JSL function to perform fits of distributions to data

nikles · ‎12-05-2023

What inspired this wish list request?

At my company we need to compute ppk and new limits for datasets containing ~10k rows x 10k cols, and this needs to be done on multiple datasets semi-daily. This can take a very long time. I've explored writing scripts to automate this using either the Distribution or Process Capability platforms and output the ppk, the best-fit, the parameters for that fit, and a new set of limits based on a target ppk. Some colleagues have written a script in Matlab to do the same. Despite all my efforts to optimize my JMP script, the Matlab script is still about 10x faster.

What is the improvement you would like to see?

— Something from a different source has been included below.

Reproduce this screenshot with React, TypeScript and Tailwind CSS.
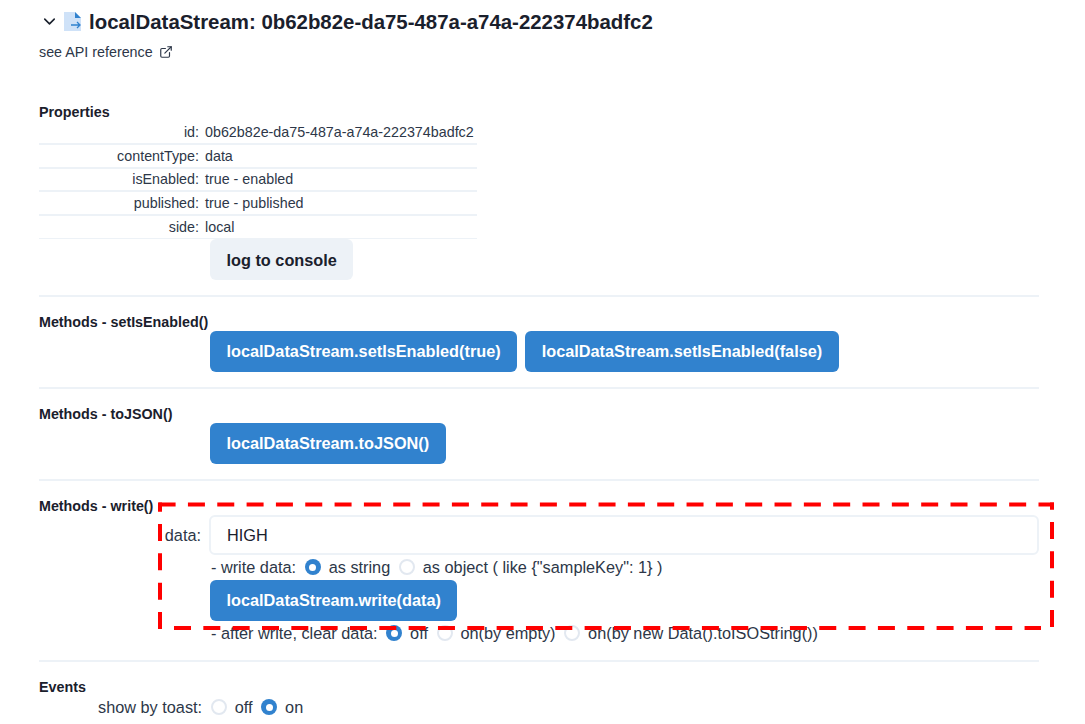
import { ChevronDown, ExternalLink } from "lucide-react";
import type { ReactNode } from "react";

function Radio({ on }: { on?: boolean }) {
  return on ? (
    <span className="ml-[8.6px] flex h-4 w-4 shrink-0 items-center justify-center rounded-full bg-[#3182ce]">
      <span className="h-[7px] w-[7px] rounded-full bg-white" />
    </span>
  ) : (
    <span className="ml-[8.6px] block h-4 w-4 shrink-0 rounded-full border-2 border-[#e2e8f0] bg-white" />
  );
}

function Btn({ children, gray }: { children: ReactNode; gray?: boolean }) {
  return (
    <button
      className={
        gray
          ? "h-[41px] rounded-md bg-[#edf2f7] px-[16.5px] text-[16.3px] font-bold text-[#1a202c]"
          : "h-[41px] rounded-md bg-[#3182ce] px-[16.5px] pb-[2px] text-[16.3px] font-bold text-white"
      }
    >
      {children}
    </button>
  );
}

function Row({ k, v, last }: { k: string; v: string; last?: boolean }) {
  return (
    <div className={last ? "flex h-[23px] items-center border-b border-[#edf2f7]" : "flex h-[23.75px] items-center border-b-2 border-[#edf2f7]"}>
      <span className="w-[160px] text-right">{k}:</span>
      <span className="ml-[6px]">{v}</span>
    </div>
  );
}

function Head({ children }: { children: ReactNode }) {
  return <div className="mt-[17px] font-bold leading-[17px] text-[#1a202c]">{children}</div>;
}

export default function App() {
  return (
    <div className="relative h-[724px] w-[1085px] overflow-hidden bg-white font-['Liberation_Sans',sans-serif] text-[14.3px] leading-5 text-[#2d3748]">
      <div className="w-[1039px] pl-[39px]">
        <div className="flex h-[43px] items-center">
          <ChevronDown className="ml-[1px] h-[19px] w-[19px] text-[#1a202c]" strokeWidth={2} />
          <svg className="ml-[5px] h-[19px] w-[18px]" viewBox="0 0 18 19">
            <path d="M0 0h11l6 6v13H0z" fill="#cfe2f8" />
            <path d="M11 0l6 6h-6z" fill="#3182ce" />
            <path d="M7 13h9M13 10l3 3-3 3" stroke="#3182ce" strokeWidth="1.3" fill="none" />
          </svg>
          <h2 className="ml-[7px] text-[20.42px] leading-6 font-bold text-[#1a202c]">localDataStream: 0b62b82e-da75-487a-a74a-222374badfc2</h2>
        </div>
        <div className="flex h-[17px] items-center gap-[6px]">
          <span>see API reference</span>
          <ExternalLink className="h-[14px] w-[14px]" strokeWidth={2} />
        </div>

        <div className="mt-[44px] font-bold leading-[17px] text-[#1a202c]">Properties</div>
        <div className="w-[438px]">
          <Row k="id" v="0b62b82e-da75-487a-a74a-222374badfc2" />
          <Row k="contentType" v="data" />
          <Row k="isEnabled" v="true - enabled" />
          <Row k="published" v="true - published" />
          <Row k="side" v="local" last />
        </div>
        <div className="pl-[171px]">
          <Btn gray>log to console</Btn>
        </div>
        <div className="mt-[15px] border-t-2 border-[#edf2f7]" />

        <Head>Methods - setIsEnabled()</Head>
        <div className="flex gap-2 pl-[171px]">
          <Btn>localDataStream.setIsEnabled(true)</Btn>
          <Btn>localDataStream.setIsEnabled(false)</Btn>
        </div>
        <div className="mt-[15px] border-t-2 border-[#edf2f7]" />

        <Head>Methods - toJSON()</Head>
        <div className="pl-[171px]">
          <Btn>localDataStream.toJSON()</Btn>
        </div>
        <div className="mt-[15px] border-t-2 border-[#edf2f7]" />

        <Head>Methods - write()</Head>
        <div className="flex items-center text-[16.3px]">
          <span className="w-[162px] text-right">data:</span>
          <div className="ml-[8px] flex h-10 flex-1 items-center rounded-md border-2 border-[#edf2f7] px-4 text-[#1a202c]">HIGH</div>
        </div>
        <div className="flex h-6 items-center pl-[172px] text-[16.3px]">
          <span>- write data:</span>
          <Radio on />
          <span className="ml-2">as string</span>
          <Radio />
          <span className="ml-2">as object ( like {"{"}"sampleKey": 1{"}"} )</span>
        </div>
        <div className="mt-px pl-[171px]">
          <Btn>localDataStream.write(data)</Btn>
        </div>
        <div className="flex h-6 items-center pl-[172px] text-[16.3px]">
          <span>- after write, clear data:</span>
          <Radio on />
          <span className="ml-2">off</span>
          <Radio />
          <span className="ml-2">on(by empty)</span>
          <Radio />
          <span className="ml-2">on(by new Data().toISOString())</span>
        </div>
        <div className="mt-[15px] border-t-2 border-[#edf2f7]" />

        <Head>Events</Head>
        <div className="mt-[-1px] flex h-6 items-center pl-[59px] text-[16.3px]">
          <span>show by toast:</span>
          <Radio />
          <span className="ml-2">off</span>
          <Radio on />
          <span className="ml-2">on</span>
        </div>
      </div>

      <svg className="pointer-events-none absolute top-0 left-0 h-[724px] w-[1085px]" viewBox="0 0 1085 724">
        <g fill="none" stroke="#ff0000" strokeWidth="4" strokeDasharray="17 12.33">
          <line x1="158.6" y1="504.5" x2="1054" y2="504.5" />
          <line x1="1052" y1="502.5" x2="1052" y2="627" strokeDashoffset="9.8" />
          <line x1="174" y1="628" x2="1041" y2="628" />
          <line x1="160" y1="502.5" x2="160" y2="630" strokeDashoffset="7.8" />
        </g>
      </svg>
    </div>
  );
}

I would like to see a JSL function that can be run in a script and does not create any report windows. It would have these inputs:

the data for a column as a 1xn matrix,
a list of distributions to fit to the data,
the preferred ppkmethod to use (score, percentile),
target ppk

And it would output the following:

Name of the distribution with the best fit (minimum AICC)
a vector or list of the fit parameters for the best-fit distribution type
the ppk,
ppkmethod used (zscore or percentile),
aicc (nice to have, but not essential)
new limits, computed using the target ppk (nice to have, but not essential)

Lastly, it should be able to fit these distributions: Beta, Exponential, Gamma, Johnson, Lognormal, Normal, Normal Mixture, SHASH, and Weibull.

Why is this idea important?

(1) I want my team to use JMP, but it is nearly impossible to convince them if my script takes 30min to run while the Matlab script does the same thing but takes only 1min. The reason my script is slower is due to all the overhead of creating a report window for 10k columns. Instead, it would great if these calculations could be done with a function that can skip report generation and just provide the results I need. I believe this would be much faster, as well as easier to code.

(2) We must be able to analyze datasets >10k columns. I've noticed that my script just stops in the middle of execution when I try to run it with 12000 columns. I have not identified the root cause yet, but it works fine for 3600 columns or less. I suspect there may be a limitation in the report window generation causing an error.

Other things I've tried

1. Both the Fit Censored() and Fit Transform to Normal() functions are similar to the function I'm requesting, in that they both can be used to get the fit parameters. They do not compute ppk or new limits, but I can use the fit parameters to compute ppk and new limits myself. However, these functions do support only a subset of distributions I would like to have.

2. I'm currently exploring writing something in Python and incorporating that into my existing script, replacing the usage of the Distribution and Process Capability platforms. This will take me a lot of time though.

Unfortunately the scripts to reproduce my problem are rather long. I will provide on request, but hopefully my explanation of the problem above is sufficient.

My Specifics:

JMP Pro 17.2.0

MacOS Ventura 13.6.1